Investors must also consider financing and investment structures, as commercial real estate often requires substantial capital. Unlike residential real estate, which can often be financed with traditional mortgages, commercial investments may require partnerships or syndication to pool resources effectively. This could be an attractive option for those looking to diversify their investment base while sharing risk and rewards among multiple stakeholders.

Leveraging 1031 Exchanges

A practical tool for property owners considering this transition is the 1031 Exchange. This tax-deferral strategy allows investors to defer capital gains taxes when swapping like-kind properties, thus preserving more capital for reinvestment into new ventures. This mechanism is particularly advantageous when upgrading from residential to commercial properties, as it can facilitate the acquisition of larger or strategically located commercial assets without an immediate tax burden.
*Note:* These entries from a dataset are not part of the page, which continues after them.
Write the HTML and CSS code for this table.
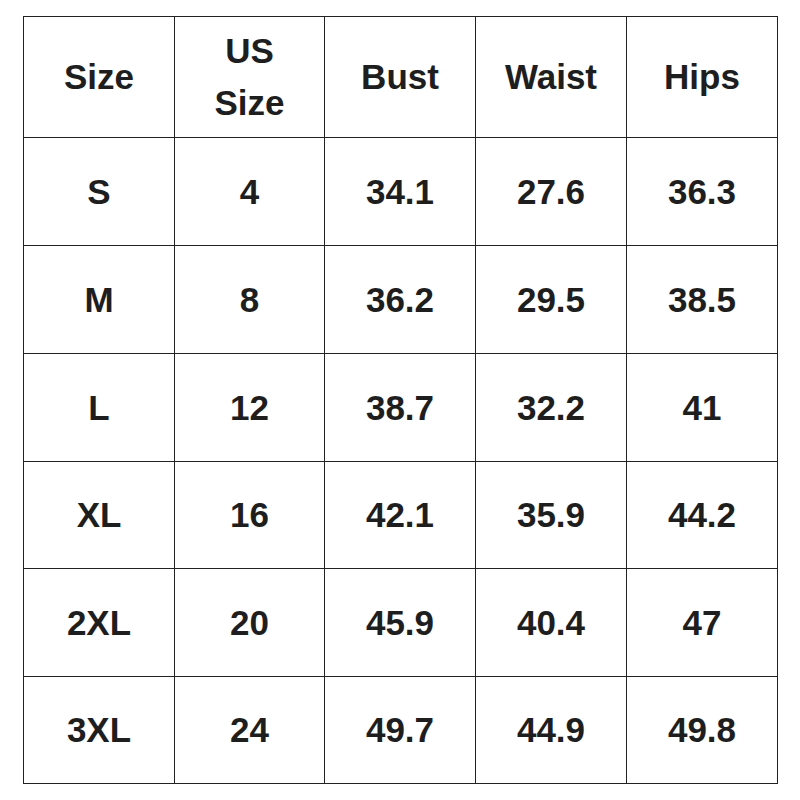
FILE: index.html
```html
<!DOCTYPE html>
<html>
<head>
<meta charset="utf-8">
<link rel="stylesheet" href="styles.css">
</head>
<body>
<table class="chart">
  <colgroup>
    <col class="c"><col class="c narrow"><col class="c"><col class="c"><col class="c">
  </colgroup>
  <tr class="head"><th>Size</th><th class="two">US<br>Size</th><th>Bust</th><th>Waist</th><th>Hips</th></tr>
  <tr><td>S</td><td>4</td><td>34.1</td><td>27.6</td><td>36.3</td></tr>
  <tr><td>M</td><td>8</td><td>36.2</td><td>29.5</td><td>38.5</td></tr>
  <tr><td>L</td><td>12</td><td>38.7</td><td>32.2</td><td>41</td></tr>
  <tr class="short"><td>XL</td><td>16</td><td>42.1</td><td>35.9</td><td>44.2</td></tr>
  <tr><td>2XL</td><td>20</td><td>45.9</td><td>40.4</td><td>47</td></tr>
  <tr class="short"><td>3XL</td><td>24</td><td>49.7</td><td>44.9</td><td>49.8</td></tr>
</table>
</body>
</html>
```
FILE: styles.css
```css
html, body {
  margin: 0;
  padding: 0;
  background: #fff;
}
body {
  padding: 16px 0 0 23px;
}
.chart {
  border-collapse: collapse;
  table-layout: fixed;
  width: 755px;
  font-family: "Liberation Sans", Arial, sans-serif;
  font-weight: bold;
  font-size: 35px;
  color: #1e1e1e;
}
.chart col.c {
  width: 151px;
}
.chart col.narrow {
  width: 150px;
}
.chart th, .chart td {
  border: 1px solid #222;
  text-align: center;
  vertical-align: middle;
  padding: 0;
  font-weight: bold;
}
.chart tr {
  height: 108px;
}
.chart tr.short {
  height: 107px;
}
.chart tr.head {
  height: 121px;
}
.chart th.two {
  line-height: 52px;
}
```
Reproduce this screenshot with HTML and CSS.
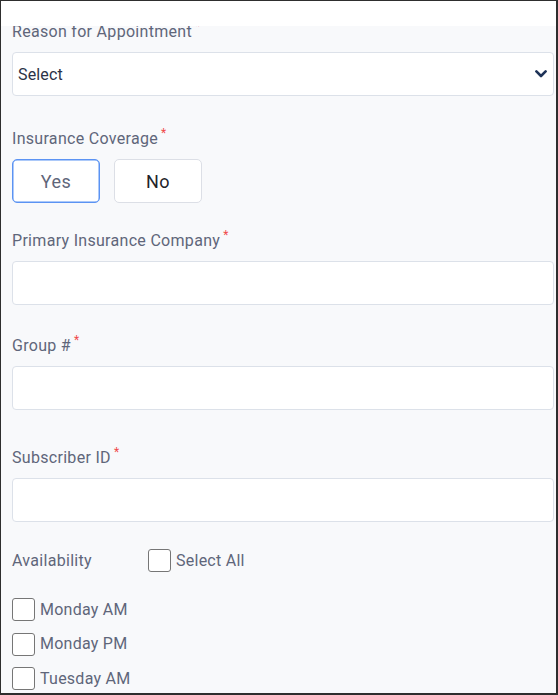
FILE: index.html
```html
<!DOCTYPE html>
<html lang="en">
<head>
<meta charset="utf-8">
<title>Appointment Form</title>
<link rel="stylesheet" href="styles.css">
</head>
<body>
<div class="frame">
  <div class="top-cover"></div>
  <form class="form">
    <div class="field">
      <label class="label">Reason for Appointment<span class="req">*</span></label>
      <div class="select">
        <span class="select-text">Select</span>
        <svg class="chev" width="12" height="8" viewBox="0 0 12 8"><path d="M1.4 1.4 L6 6 L10.6 1.4" fill="none" stroke="#1e3358" stroke-width="2.6" stroke-linecap="round" stroke-linejoin="round"/></svg>
      </div>
    </div>

    <div class="field f-coverage">
      <label class="label">Insurance Coverage<span class="req">*</span></label>
      <div class="toggle">
        <button type="button" class="tbtn tbtn-active">Yes</button>
        <button type="button" class="tbtn">No</button>
      </div>
    </div>

    <div class="field f-primary">
      <label class="label">Primary Insurance Company<span class="req">*</span></label>
      <div class="input"></div>
    </div>

    <div class="field f-group">
      <label class="label">Group #<span class="req">*</span></label>
      <div class="input"></div>
    </div>

    <div class="field f-subscriber">
      <label class="label">Subscriber ID<span class="req">*</span></label>
      <div class="input"></div>
    </div>

    <div class="avail-row">
      <span class="label avail-label">Availability</span>
      <span class="check-item"><span class="box"></span><span class="check-text">Select All</span></span>
    </div>

    <div class="check-list">
      <span class="check-item"><span class="box"></span><span class="check-text">Monday AM</span></span>
      <span class="check-item"><span class="box"></span><span class="check-text">Monday PM</span></span>
      <span class="check-item"><span class="box"></span><span class="check-text">Tuesday AM</span></span>
    </div>
  </form>
</div>
</body>
</html>
```

FILE: styles.css
```css
* { box-sizing: border-box; }

html, body {
  margin: 0;
  padding: 0;
  background: #ffffff;
}

body {
  font-family: Roboto, "Liberation Sans", Arial, sans-serif;
}

.frame {
  position: relative;
  width: 558px;
  height: 695px;
  border: 1px solid #2e2e2e;
  border-right-width: 2px;
  border-bottom-width: 2px;
  background: #f8f9fb;
  overflow: hidden;
  padding: 21px 2px 0 11px;
}

.top-cover {
  position: absolute;
  top: 0;
  left: 0;
  right: 0;
  height: 25px;
  background: #ffffff;
  z-index: 2;
}

.form {
  display: flex;
  flex-direction: column;
  margin: 0;
}

.field {
  display: flex;
  flex-direction: column;
}

.f-coverage { margin-top: 33px; }
.f-primary { margin-top: 28px; }
.f-group { margin-top: 31px; }
.f-subscriber { margin-top: 38px; }

.label {
  display: block;
  font-size: 16px;
  line-height: 20px;
  height: 20px;
  letter-spacing: 0.3px;
  color: #5f667a;
  margin-bottom: 10px;
  white-space: nowrap;
}

.req {
  color: #f04a4a;
  font-size: 12px;
  line-height: 8px;
  vertical-align: top;
  margin-left: 3px;
  letter-spacing: 0;
}

.select {
  height: 44px;
  background: #ffffff;
  border: 1px solid #dce1e9;
  border-radius: 4px;
  display: flex;
  align-items: center;
  justify-content: space-between;
  padding: 0 6px 0 5px;
}

.select-text {
  font-size: 16px;
  letter-spacing: 0.15px;
  color: #2b3246;
}

.chev { display: block; }

.toggle {
  display: flex;
  gap: 14px;
}

.tbtn {
  width: 88px;
  height: 44px;
  background: #ffffff;
  border: 1px solid #dcdfe6;
  border-radius: 5px;
  font-family: Roboto, "Liberation Sans", Arial, sans-serif;
  font-size: 18px;
  letter-spacing: 0.4px;
  color: #1f2329;
  padding: 0;
}

.tbtn-active {
  border-color: #5b93f3;
  box-shadow: inset 0 0 0 0.5px #5b93f3;
  color: #5f667a;
}

.input {
  height: 44px;
  background: #ffffff;
  border: 1px solid #dce1e9;
  border-radius: 4px;
}

.avail-row {
  margin-top: 27px;
  display: flex;
  align-items: center;
  height: 23px;
}

.avail-label {
  width: 136px;
  margin-bottom: 0;
}

.check-list {
  margin-top: 26px;
  display: flex;
  flex-direction: column;
  gap: 11.5px;
}

.check-item {
  display: flex;
  align-items: center;
  gap: 5px;
  height: 23px;
}

.box {
  width: 23px;
  height: 23px;
  border: 1.5px solid #767676;
  border-radius: 3px;
  background: #ffffff;
  flex: none;
}

.check-text {
  font-size: 16px;
  line-height: 20px;
  letter-spacing: 0.25px;
  color: #5f667a;
}
```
For instance, a property owner could sell their array of single-family rental homes and leverage a 1031 Exchange to acquire a multi-tenant office building. This not only leverages tax advantages but also aligns with a long-term wealth-building strategy, offering the potential for higher yields and asset appreciation.

Conclusion

Swapping residential rentals for commercial properties represents a strategic pivot that can enhance an investor's portfolio through diversification and improved income stability. While the transition requires careful planning and adaptation to a new set of management and financing challenges, the potential rewards can be substantial. By understanding the benefits and utilizing tools like the 1031 Exchange, property owners can effectively navigate this change and achieve their investment objectives. For those seeking a more passive investment approach, engaging professional management or exploring joint ventures can further ease the operational burdens while capturing the benefits of commercial real estate.